The only person Moira has any sort of deep relationship with is her aunt Matilda - a lonely actress living in London, desperately searching for love. She relies on tarot cards and 'fate' (something that pops up quite a lot in the novel), and Fletcher describes this artistic, free spirited woman with limitations incredibly well.
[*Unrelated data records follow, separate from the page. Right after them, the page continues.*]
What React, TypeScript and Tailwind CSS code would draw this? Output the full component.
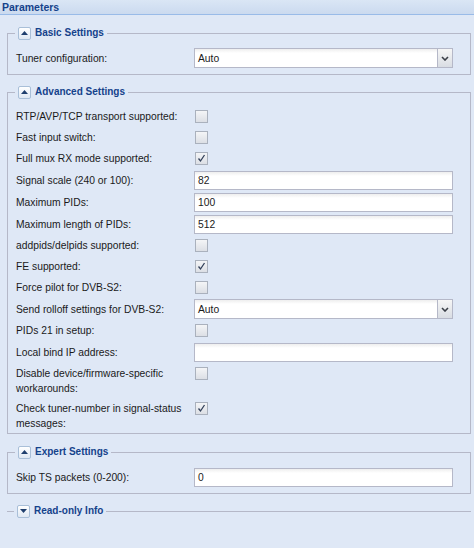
import React from "react";

const ToolButton = ({ collapsed }: { collapsed?: boolean }) => (
  <span className="flex h-[13px] w-[13px] items-center justify-center rounded-[2px] border border-[#a9bfd8] bg-[linear-gradient(#ffffff,#dfe8f3)]">
    <svg width="7" height="4" viewBox="0 0 7 4">
      {collapsed ? (
        <path d="M0 0h7L3.5 4z" fill="#1f3f6e" />
      ) : (
        <path d="M0 4h7L3.5 0z" fill="#1f3f6e" />
      )}
    </svg>
  </span>
);

const FieldSet = ({
  title,
  collapsed,
  className,
  children,
}: {
  title: string;
  collapsed?: boolean;
  className?: string;
  children?: React.ReactNode;
}) => (
  <fieldset
    className={`ml-[7px] mr-[3px] ${
      collapsed ? "border-t border-[#b5b8c8]" : "border border-[#b5b8c8]"
    } ${className || ""}`}
  >
    <legend className="ml-[7px] flex h-[14px] items-center gap-[4px] px-[3px]">
      <ToolButton collapsed={collapsed} />
      <span className="text-[10px] font-bold leading-[14px] text-[#15428b]">{title}</span>
    </legend>
    {children}
  </fieldset>
);

const Row = ({
  label,
  h = "h-[22px]",
  multi,
  children,
}: {
  label: string;
  h?: string;
  multi?: boolean;
  children: React.ReactNode;
}) => (
  <div className={`flex ${h} ${multi ? "items-start" : "items-center"}`}>
    <label className={`w-[178px] shrink-0 pr-2 leading-[15px] text-[#1a1a1a] ${multi ? "pt-[3px]" : ""}`}>
      {label}
    </label>
    <div className={multi ? "pt-[4px]" : ""}>{children}</div>
  </div>
);

const TextField = ({ value = "" }: { value?: string }) => (
  <div className="flex h-[19px] w-[259px] items-center border border-[#b5b8c8] bg-[linear-gradient(#eeeeee,#ffffff_4px)] px-[3px] leading-[15px] text-[#1a1a1a]">
    {value}
  </div>
);

const Combo = ({ value }: { value: string }) => (
  <div className="flex h-[20px] w-[259px]">
    <div className="flex flex-1 items-center border border-r-0 border-[#b5b8c8] bg-[linear-gradient(#eeeeee,#ffffff_4px)] px-[3px] leading-[15px] text-[#1a1a1a]">
      {value}
    </div>
    <div className="flex w-[16px] items-center justify-center border border-[#b5b8c8] bg-[linear-gradient(#f6f6f6,#d9dde3)]">
      <svg width="8" height="5" viewBox="0 0 8 5">
        <path d="M1 1l3 3 3-3" fill="none" stroke="#3a3f47" strokeWidth="1.6" />
      </svg>
    </div>
  </div>
);

const Check = ({ checked }: { checked?: boolean }) => (
  <span className="ml-[1px] flex h-[13px] w-[13px] items-center justify-center border border-[#aab1bd] bg-[linear-gradient(#f4f5f7,#dcdfe5)]">
    {checked && (
      <svg width="9" height="9" viewBox="0 0 9 9">
        <path d="M1.5 4.5l2 2.5 4-6" fill="none" stroke="#33415a" strokeWidth="1.3" />
      </svg>
    )}
  </span>
);

export default function App() {
  return (
    <div className="h-[548px] w-[474px] overflow-hidden bg-[#dfe8f6] font-['Liberation_Sans',Arial,sans-serif] text-[10.3px]">
      {/* Header */}
      <div className="flex h-[15px] items-center border-b border-[#99bbe8] bg-[linear-gradient(#dae6f5,#cbdaef)] px-[2px]">
        <span className="text-[10.5px] font-bold leading-[12px] text-[#15428b]">Parameters</span>
      </div>

      <div className="pt-[11px]">
        <FieldSet title="Basic Settings">
          <div className="pl-[8px] pr-[17px] pb-[5px] pt-[7px]">
            <Row label="Tuner configuration:">
              <Combo value="Auto" />
            </Row>
          </div>
        </FieldSet>

        <FieldSet title="Advanced Settings" className="mt-[10px]">
          <div className="pl-[8px] pr-[17px] pt-[7px]">
            <Row label="RTP/AVP/TCP transport supported:" h="h-[21px]">
              <Check />
            </Row>
            <Row label="Fast input switch:" h="h-[21px]">
              <Check />
            </Row>
            <Row label="Full mux RX mode supported:" h="h-[21px]">
              <Check checked />
            </Row>
            <Row label="Signal scale (240 or 100):">
              <TextField value="82" />
            </Row>
            <Row label="Maximum PIDs:">
              <TextField value="100" />
            </Row>
            <Row label="Maximum length of PIDs:">
              <TextField value="512" />
            </Row>
            <Row label="addpids/delpids supported:" h="h-[21px]">
              <Check />
            </Row>
            <Row label="FE supported:" h="h-[21px]">
              <Check checked />
            </Row>
            <Row label="Force pilot for DVB-S2:" h="h-[21px]">
              <Check />
            </Row>
            <Row label="Send rolloff settings for DVB-S2:">
              <Combo value="Auto" />
            </Row>
            <Row label="PIDs 21 in setup:" h="h-[21px]">
              <Check />
            </Row>
            <Row label="Local bind IP address:">
              <TextField />
            </Row>
            <Row label="Disable device/firmware-specific workarounds:" h="h-[35px]" multi>
              <Check />
            </Row>
            <Row label="Check tuner-number in signal-status messages:" h="h-[35px]" multi>
              <Check checked />
            </Row>
          </div>
        </FieldSet>

        <FieldSet title="Expert Settings" className="mt-[11px]">
          <div className="pl-[8px] pr-[17px] pb-[5px] pt-[7px]">
            <Row label="Skip TS packets (0-200):">
              <TextField value="0" />
            </Row>
          </div>
        </FieldSet>

        <FieldSet title="Read-only Info" collapsed className="mt-[10px]" />
      </div>
    </div>
  );
}
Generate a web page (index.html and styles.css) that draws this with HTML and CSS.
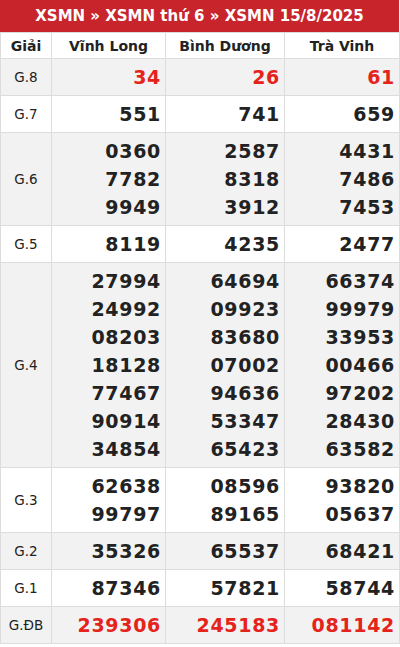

It is a novel of dreams, envy, loss and betrayal, one that is poignant and evoking, perfect in its description of both people and place.





Tuesday 8 May 2012

Tea and chicken and Pictionary;


My bank holiday weekend was: cricket, Sunday morning tea and paper (the local paper is my guilty pleasure - I just adore the twee-ness of it; the articles about local foragers and WI meetings warm my heart), coffee in Worcester, dinner at The Nightingale (I had 'Hunters Chicken', Atkins diet style, and as the waitress said when she placed it in front of me, it was 'Hunters Chicken with a twist), lazing in the sun on loungers, gossiping with friends, Britain's Got Talent x 3 (another guilty pleasure), driving to Cardiff to see my mother and her partner, and having the most delicious bank holiday Monday dinner ever (chicken coated in thyme, garlic, lemon and butter, spinach and goats cheese, mushroom and leek 'mess', asparagus with parmesan and lime, and cauliflower puree), playing Uno and Pictionary as the rain hammered against the window, and purchasing shoes and trousers for my interview. I've almost finished Oystercatchers and I'm enjoying it so much I almost want it never to finish. I probably shouldn't say it, but I can relate to Moira so, so much.

In other news, I just booked train tickets for me and my mother to attend my sister's graduation in July. I can't believe it's really going to happen - not because I doubt her ability, of course! - and I think I will probably cry.